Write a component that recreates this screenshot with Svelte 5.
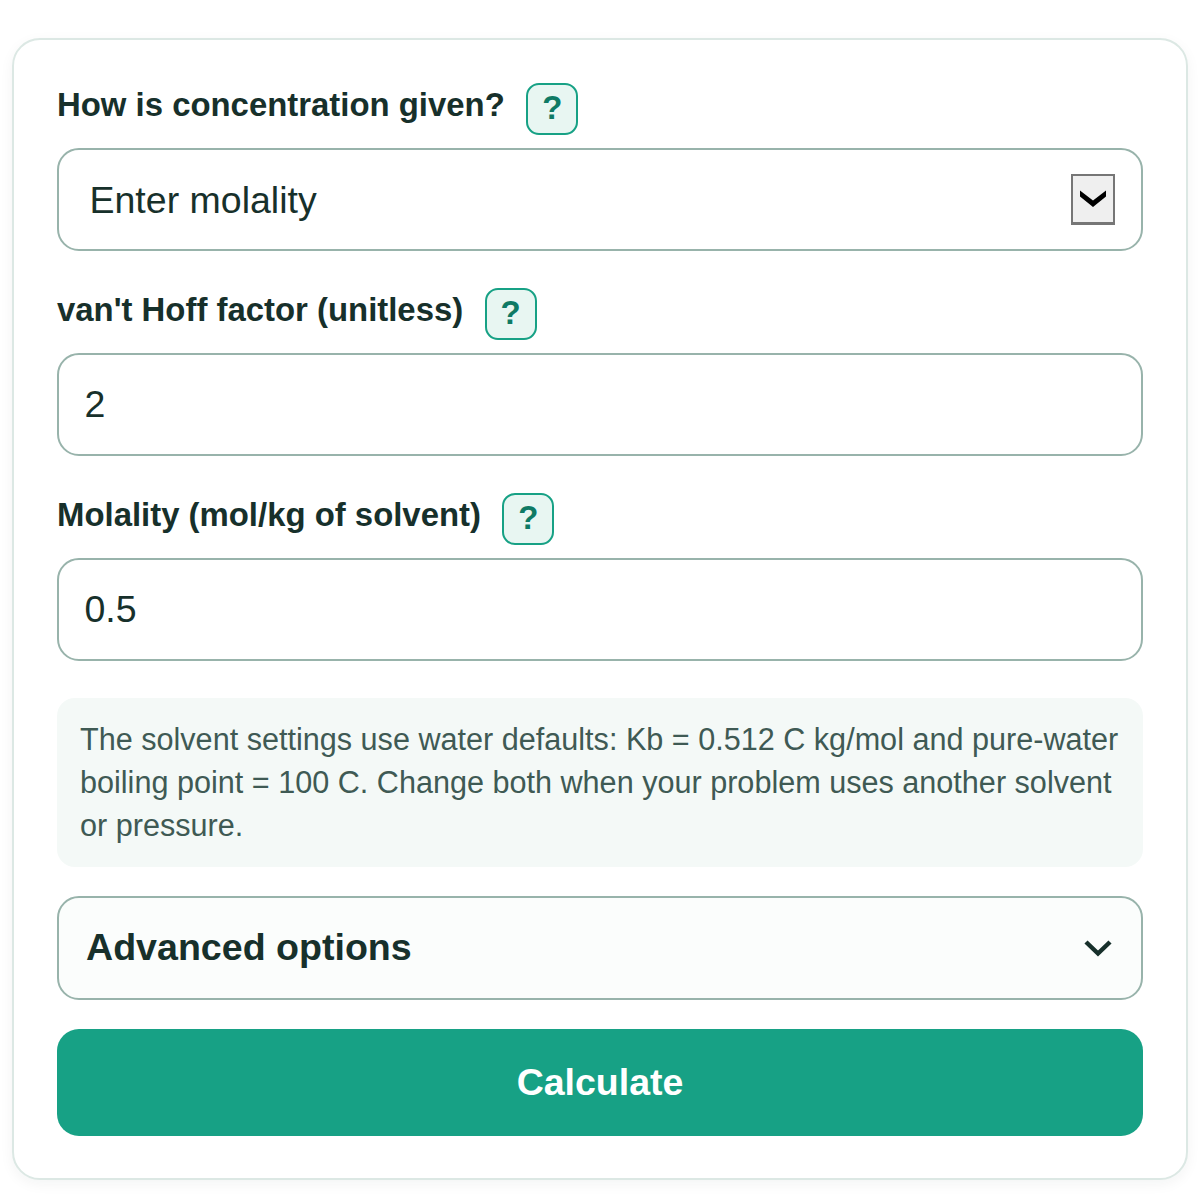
<script lang="ts">
    const fields = [
        { label: "van't Hoff factor (unitless)", value: '2' },
        { label: 'Molality (mol/kg of solvent)', value: '0.5' }
    ];
</script>

<main>
    <form class="card" onsubmit={(e) => e.preventDefault()}>
        <div class="field">
            <div class="label-row">
                <label for="mode">How is concentration given?</label>
                <button type="button" class="help">?</button>
            </div>
            <div class="select-wrap">
                <select id="mode">
                    <option>Enter molality</option>
                </select>
                <span class="arrow-box">
                    <svg viewBox="0 0 26 19" width="26" height="19">
                        <polygon points="0,1.5 13,11.5 26,1.5 26,7.5 13,18 0,7.5" fill="#000" />
                    </svg>
                </span>
            </div>
        </div>

        {#each fields as f}
            <div class="field">
                <div class="label-row">
                    <label for={f.label}>{f.label}</label>
                    <button type="button" class="help">?</button>
                </div>
                <input id={f.label} type="text" value={f.value} />
            </div>
        {/each}

        <p class="note">
            The solvent settings use water defaults: Kb = 0.512 C kg/mol and pure-water boiling point = 100 C. Change both when your problem uses another solvent or pressure.
        </p>

        <div class="advanced">
            <span>Advanced options</span>
            <svg viewBox="0 0 28 18" width="28" height="18">
                <path d="M2 3 L14 14.5 L26 3" fill="none" stroke="#17302b" stroke-width="4.5" />
            </svg>
        </div>

        <button type="submit" class="calc">Calculate</button>
    </form>
</main>

<style>
    :global(body) {
        background: #fff;
    }

    main {
        padding: 37.5px 12px 20px;
        font-family: "Liberation Sans", Arial, sans-serif;
        color: #17302b;
    }

    .card {
        display: flex;
        flex-direction: column;
        padding: 43px 43px 41.5px;
        border: 2px solid #dce8e4;
        border-radius: 28px;
        background: #fff;
        box-shadow: 0 4px 14px rgba(23, 48, 43, 0.05);
    }

    .field {
        margin-bottom: 37px;
    }

    .label-row {
        display: flex;
        align-items: flex-start;
        gap: 21.5px;
        margin-bottom: 13.5px;
    }

    label {
        font-size: 32.9px;
        font-weight: 700;
        line-height: 44px;
    }

    .help {
        width: 52px;
        height: 52px;
        padding: 0 0 2px;
        border: 2px solid #17a185;
        border-radius: 13px;
        background: #e8f6f2;
        color: #0f7a65;
        font-family: inherit;
        font-size: 33px;
        font-weight: 700;
    }

    .select-wrap {
        position: relative;
    }

    select,
    input {
        display: block;
        box-sizing: border-box;
        width: 100%;
        height: 102.5px;
        border: 2px solid #98b3ab;
        border-radius: 22px;
        background: #fff;
        color: #17302b;
        font-family: inherit;
        font-size: 37.5px;
    }

    select {
        appearance: none;
        padding: 1px 30.5px 0;
    }

    input {
        padding: 0 25.5px;
    }

    .arrow-box {
        position: absolute;
        top: 26px;
        right: 28px;
        box-sizing: border-box;
        display: flex;
        align-items: center;
        justify-content: center;
        width: 44px;
        height: 51px;
        padding-bottom: 2px;
        border: 2px solid #767676;
        border-bottom-width: 3px;
        background: #efefef;
        pointer-events: none;
    }

    .note {
        margin: 0 0 29px;
        padding: 20px 23px 20px;
        border-radius: 18px;
        background: #f4f9f7;
        color: #3f5a54;
        font-size: 30.6px;
        line-height: 43.3px;
    }

    .advanced {
        display: flex;
        align-items: center;
        justify-content: space-between;
        box-sizing: border-box;
        height: 104px;
        margin-bottom: 29px;
        padding: 0 29px 1px;
        border: 2px solid #98b3ab;
        border-radius: 22px;
        background: #fbfdfc;
        font-size: 37.6px;
        font-weight: 700;
    }

    .advanced span {
        margin-left: -2px;
    }

    .calc {
        height: 107px;
        border: 0;
        border-radius: 22px;
        background: #17a185;
        color: #fff;
        font-family: inherit;
        font-size: 37.5px;
        font-weight: 700;
    }
</style>
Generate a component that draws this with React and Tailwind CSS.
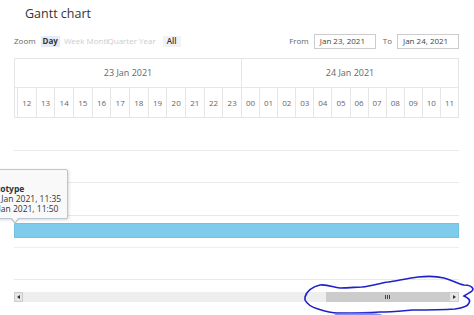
import React from 'react';

const leftHours = ['12', '13', '14', '15', '16', '17', '18', '19', '20', '21', '22', '23'];
const rightHours = ['00', '01', '02', '03', '04', '05', '06', '07', '08', '09', '10', '11'];

function HourCells({ hours }) {
  return (
    <div className="grid grid-cols-12 h-full">
      {hours.map((h) => (
        <div key={h} className="flex items-center justify-center border-l border-[#e6e6e6] text-[8px] text-[#666]">
          {h}
        </div>
      ))}
    </div>
  );
}

export default function App() {
  return (
    <div
      className="relative w-[474px] h-[315px] overflow-hidden bg-white"
      style={{ fontFamily: '"Open Sans", "Noto Sans", sans-serif' }}
    >
      {/* title */}
      <div className="pl-[25px] pt-[5px] h-[34px] text-[12.5px] text-[#333]">Gantt chart</div>

      {/* toolbar */}
      <div className="flex items-center h-[14px] pl-[14px] pr-[15px] text-[8px]">
        <span className="text-[#666] mr-[5px]">Zoom</span>
        <span className="flex items-center h-[11px] px-[2px] bg-[#e6ebf5] font-bold text-[#333]">Day</span>
        <span className="ml-[4px] text-[#cccccc]">Week</span>
        <span className="ml-[2px] text-[#cccccc] w-[21px] overflow-hidden whitespace-nowrap">Month</span>
        <span className="text-[#cccccc]">Quarter</span>
        <span className="ml-[2px] text-[#cccccc]">Year</span>
        <span className="ml-[7px] flex items-center justify-center h-[11px] w-[18px] bg-[#f2f2f2] font-semibold text-[#333]">All</span>
        <div className="flex-1" />
        <span className="text-[#666] mr-[5px]">From</span>
        <span className="flex items-center h-[15px] w-[62px] pl-[5px] border border-[#cccccc] text-[#444]">Jan 23, 2021</span>
        <span className="text-[#666] ml-[7px] mr-[5px]">To</span>
        <span className="flex items-center h-[15px] w-[62px] pl-[5px] border border-[#cccccc] text-[#444]">Jan 24, 2021</span>
      </div>

      {/* chart */}
      <div className="ml-[14px] mt-[10px] w-[445px]">
        <div className="border border-[#e6e6e6]">
          <div className="flex h-[29px] border-b border-[#e6e6e6] text-[9px] text-[#666]">
            <div className="w-[226px] flex items-center justify-center">23 Jan 2021</div>
            <div className="flex-1 flex items-center justify-center border-l border-[#e6e6e6]">24 Jan 2021</div>
          </div>
          <div className="flex h-[29px]">
            <div className="w-[226px] pl-[2px]">
              <HourCells hours={leftHours} />
            </div>
            <div className="flex-1">
              <HourCells hours={rightHours} />
            </div>
          </div>
        </div>

        <div className="h-[33px] border-b border-[#e9e9e9]" />
        <div className="h-[32px] border-b border-[#e9e9e9]" />
        <div className="h-[33px] border-b border-[#efe6e3]" />
        <div className="h-[32px] border-b border-[#eeeeee] pt-[7px]">
          <div className="h-[15px] bg-[#7fcbeb] border border-[#74c1e2]" />
        </div>
        <div className="h-[32px] border-b border-[#e9e9e9]" />

        {/* scrollbar */}
        <div className="mt-[12px] flex h-[10px] bg-[#eeeeee]">
          <div className="w-[9px] flex items-center justify-center bg-[#e6e6e6] border border-[#cccccc]">
            <div className="w-0 h-0 border-y-[2px] border-y-transparent border-r-[3px] border-r-[#333]" />
          </div>
          <div className="flex-1" />
          <div className="w-[123px] flex items-center justify-center bg-[#cccccc] gap-[1px]">
            <div className="w-[1px] h-[4px] bg-[#444]" />
            <div className="w-[1px] h-[4px] bg-[#444]" />
            <div className="w-[1px] h-[4px] bg-[#444]" />
          </div>
          <div className="w-[10px] flex items-center justify-center bg-[#e6e6e6] border border-[#cccccc]">
            <div className="w-0 h-0 border-y-[2px] border-y-transparent border-l-[3px] border-l-[#333]" />
          </div>
        </div>
      </div>

      {/* tooltip */}
      <div className="absolute left-[-80px] top-[169px] w-[148px] h-[50px] bg-[#f9f9f9] border border-[#b9c6d3] rounded-[2px] shadow-[1px_1px_3px_rgba(0,0,0,0.15)] text-[8.5px] leading-[10px] text-[#333] whitespace-nowrap">
        <div className="pt-[14px] pl-[61px] font-bold">Prototype</div>
        <div className="pl-[45px]">Start: 23 Jan 2021, 11:35</div>
        <div className="pl-[46px]">End: 23 Jan 2021, 11:50</div>
        <div className="absolute left-[89px] bottom-[-6px] w-0 h-0 border-x-[5px] border-x-transparent border-t-[6px] border-t-[#b9c6d3]" />
        <div className="absolute left-[90px] bottom-[-4px] w-0 h-0 border-x-[4px] border-x-transparent border-t-[5px] border-t-[#f9f9f9]" />
      </div>

      {/* hand-drawn highlight */}
      <svg className="absolute left-0 top-0" width="474" height="315" viewBox="0 0 474 315">
        <path
          d="M305 297 C307 290 312 287 320 285 C328 284 334 288 340 288 C350 288 356 287 362 287 C372 286 380 283 388 282 C400 280 410 278 418 277 C428 276 436 276 444 278 C452 280 458 284 464 285 C468 285 472 286 473 289 C473 292 468 293 464 296 C468 298 471 300 469 303 C468 306 463 308 455 309 C440 310 425 310 412 310 C400 311 390 312 380 312 C365 313 350 313 338 313 C330 313 324 311 318 309 C311 307 307 304 305 300 Z"
          fill="none"
          stroke="#1e22c8"
          strokeWidth="1.6"
        />
        <ellipse cx="358" cy="315" rx="24" ry="2.5" fill="#6f72e6" opacity="0.8" />
      </svg>
    </div>
  );
}
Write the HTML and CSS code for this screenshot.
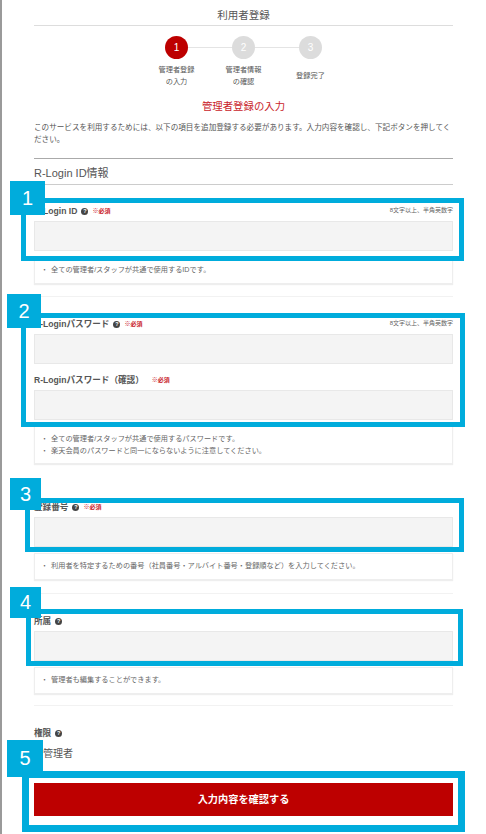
···
What is required:
Retype the lines above exactly as they appear, from the line containing "Generate a component" through the line containing "pt-[5px] h-[34px] text-[12.5px]", and leave out any pictures.

Result of the exercise:
Generate a component that draws this with React and Tailwind CSS.
import React from 'react';

const leftHours = ['12', '13', '14', '15', '16', '17', '18', '19', '20', '21', '22', '23'];
const rightHours = ['00', '01', '02', '03', '04', '05', '06', '07', '08', '09', '10', '11'];

function HourCells({ hours }) {
  return (
    <div className="grid grid-cols-12 h-full">
      {hours.map((h) => (
        <div key={h} className="flex items-center justify-center border-l border-[#e6e6e6] text-[8px] text-[#666]">
          {h}
        </div>
      ))}
    </div>
  );
}

export default function App() {
  return (
    <div
      className="relative w-[474px] h-[315px] overflow-hidden bg-white"
      style={{ fontFamily: '"Open Sans", "Noto Sans", sans-serif' }}
    >
      {/* title */}
      <div className="pl-[25px] pt-[5px] h-[34px] text-[12.5px] text-[#333]">Gantt chart</div>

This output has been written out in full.